INFORMATION SHOWN.
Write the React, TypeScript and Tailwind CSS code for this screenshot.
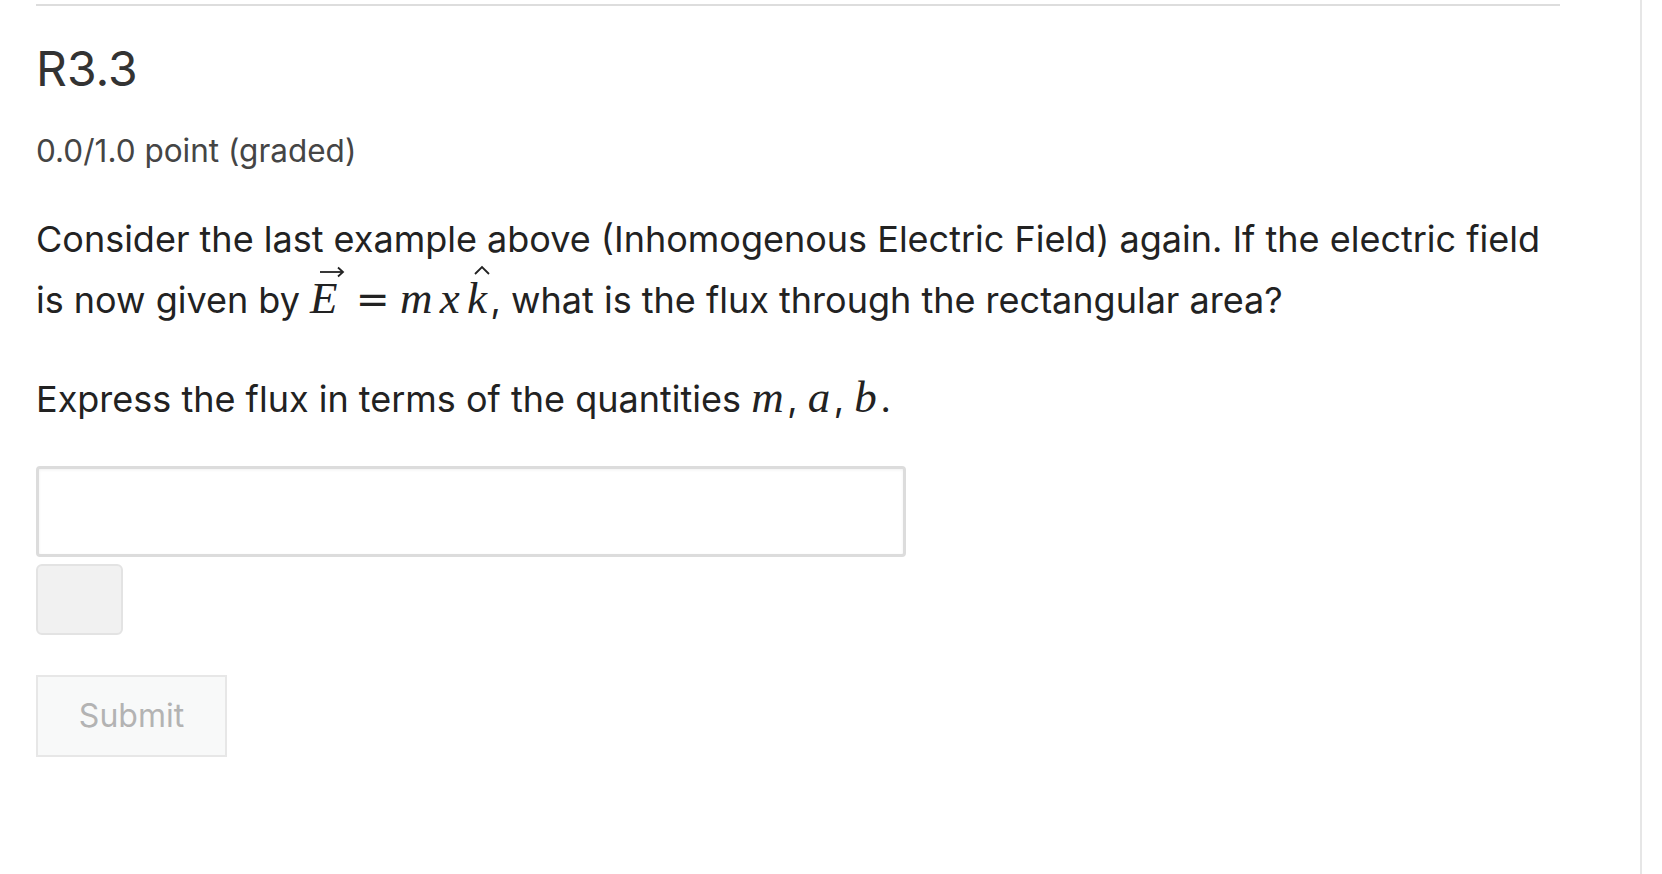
export default function App() {
    const inter = "font-['Inter','Noto_Sans',sans-serif]";
    const math = "font-['Liberation_Serif','DejaVu_Serif',serif] italic text-[1.25em] leading-none tracking-[0.08em]";

    return (
        <div className={`flex min-h-[874px] bg-white ${inter}`}>
            {/* Main column */}
            <div className="w-[1640px] shrink-0 pl-[36px] pr-[80px]">
                <div className="mt-[4px] border-t-2 border-[#dddddd]">
                    <h2 className="mt-[34px] text-[48px] leading-[58px] font-normal text-[#333333]">
                        R3.3
                    </h2>
                    <div className="mt-[33px] text-[31.5px] leading-[40px] text-[#454545]">
                        0.0/1.0 point (graded)
                    </div>

                    <p className="mt-[38px] text-[36px] leading-[61px] text-[#222222]">
                        Consider the last example above (Inhomogenous Electric Field) again. If the electric field
                        is now given by{" "}
                        <span className={math}>
                            <span className="relative inline-block mr-[4px]">
                                E
                                <svg
                                    className="absolute left-[8px] -top-[12px] w-[28px] h-[14px]"
                                    viewBox="0 0 28 14"
                                    fill="none"
                                    stroke="#222222"
                                    strokeWidth={1.8}
                                >
                                    <path d="M2 8h23" />
                                    <path d="M20 3.5l5 4.5-5 4.5" />
                                </svg>
                            </span>
                            <span className="not-italic tracking-normal font-['DejaVu_Serif',serif] text-[0.9em] mx-[0.26em]">=</span>
                            <span className="tracking-[0.16em]">mx</span>
                            <span className="relative inline-block">
                                k
                                <svg
                                    className="absolute left-[5px] -top-[12px] w-[20px] h-[12px]"
                                    viewBox="0 0 20 12"
                                    fill="none"
                                    stroke="#222222"
                                    strokeWidth={1.8}
                                >
                                    <path d="M3 10l7-7 7 7" />
                                </svg>
                            </span>
                        </span>
                        , what is the flux through the rectangular area?
                    </p>

                    <p className="mt-[38px] text-[36px] leading-[61px] text-[#222222]">
                        Express the flux in terms of the quantities{" "}
                        <span className={math}>m</span>,{" "}
                        <span className={math}>a</span>,{" "}
                        <span className={math}>b</span>.
                    </p>

                    {/* Answer input */}
                    <div className="mt-[36px] w-[870px] h-[91px] rounded-[4px] border-[3px] border-[#dcdcdc] bg-white shadow-[inset_0_1px_3px_rgba(0,0,0,0.06)]" />

                    {/* Preview box */}
                    <div className="mt-[7px] w-[87px] h-[71px] rounded-[6px] border-2 border-[#e3e3e3] bg-[#f1f1f1]" />

                    <button
                        type="button"
                        className="mt-[40px] flex items-center justify-center w-[191px] h-[82px] border-2 border-[#e7e7e7] bg-[#f8f9f9] text-[32px] text-[#b3b3b3]"
                    >
                        Submit
                    </button>
                </div>
            </div>

            {/* Right rule */}
            <div className="w-[2px] shrink-0 bg-[#e6e6e6]" />
            <div className="flex-1" />
        </div>
    );
}
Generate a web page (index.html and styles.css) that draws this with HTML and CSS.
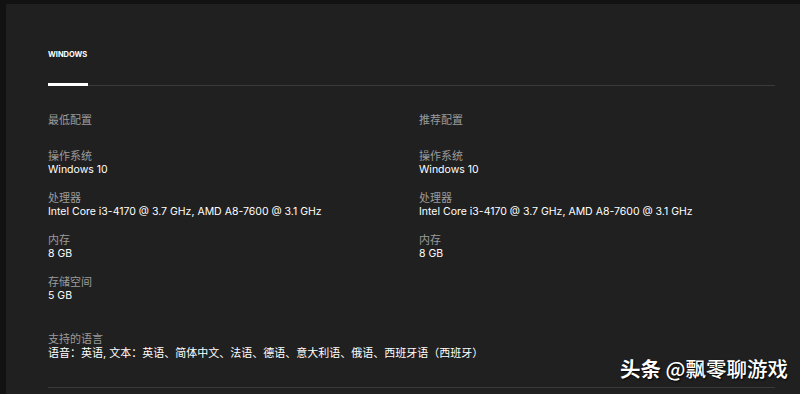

REQUIRED TASK.
Quote the data above in full and without alteration; skip the pictures.

WRITTEN REPLY.
Write the React, TypeScript and Tailwind CSS code for this screenshot.
export default function App() {
    const inter = "font-['Inter','Noto_Sans',sans-serif]";
    const math = "font-['Liberation_Serif','DejaVu_Serif',serif] italic text-[1.25em] leading-none tracking-[0.08em]";

    return (
        <div className={`flex min-h-[874px] bg-white ${inter}`}>
            {/* Main column */}
            <div className="w-[1640px] shrink-0 pl-[36px] pr-[80px]">
                <div className="mt-[4px] border-t-2 border-[#dddddd]">
                    <h2 className="mt-[34px] text-[48px] leading-[58px] font-normal text-[#333333]">
                        R3.3
                    </h2>
                    <div className="mt-[33px] text-[31.5px] leading-[40px] text-[#454545]">
                        0.0/1.0 point (graded)
                    </div>

                    <p className="mt-[38px] text-[36px] leading-[61px] text-[#222222]">
                        Consider the last example above (Inhomogenous Electric Field) again. If the electric field
                        is now given by{" "}
                        <span className={math}>
                            <span className="relative inline-block mr-[4px]">
                                E
                                <svg
                                    className="absolute left-[8px] -top-[12px] w-[28px] h-[14px]"
                                    viewBox="0 0 28 14"
                                    fill="none"
                                    stroke="#222222"
                                    strokeWidth={1.8}
                                >
                                    <path d="M2 8h23" />
                                    <path d="M20 3.5l5 4.5-5 4.5" />
                                </svg>
                            </span>
                            <span className="not-italic tracking-normal font-['DejaVu_Serif',serif] text-[0.9em] mx-[0.26em]">=</span>
                            <span className="tracking-[0.16em]">mx</span>
                            <span className="relative inline-block">
                                k
                                <svg
                                    className="absolute left-[5px] -top-[12px] w-[20px] h-[12px]"
                                    viewBox="0 0 20 12"
                                    fill="none"
                                    stroke="#222222"
                                    strokeWidth={1.8}
                                >
                                    <path d="M3 10l7-7 7 7" />
                                </svg>
                            </span>
                        </span>
                        , what is the flux through the rectangular area?
                    </p>

                    <p className="mt-[38px] text-[36px] leading-[61px] text-[#222222]">
                        Express the flux in terms of the quantities{" "}
                        <span className={math}>m</span>,{" "}
                        <span className={math}>a</span>,{" "}
                        <span className={math}>b</span>.
                    </p>

                    {/* Answer input */}
                    <div className="mt-[36px] w-[870px] h-[91px] rounded-[4px] border-[3px] border-[#dcdcdc] bg-white shadow-[inset_0_1px_3px_rgba(0,0,0,0.06)]" />

                    {/* Preview box */}
                    <div className="mt-[7px] w-[87px] h-[71px] rounded-[6px] border-2 border-[#e3e3e3] bg-[#f1f1f1]" />

                    <button
                        type="button"
                        className="mt-[40px] flex items-center justify-center w-[191px] h-[82px] border-2 border-[#e7e7e7] bg-[#f8f9f9] text-[32px] text-[#b3b3b3]"
                    >
                        Submit
                    </button>
                </div>
            </div>

            {/* Right rule */}
            <div className="w-[2px] shrink-0 bg-[#e6e6e6]" />
            <div className="flex-1" />
        </div>
    );
}
Generate a web page (index.html and styles.css) that draws this with HTML and CSS.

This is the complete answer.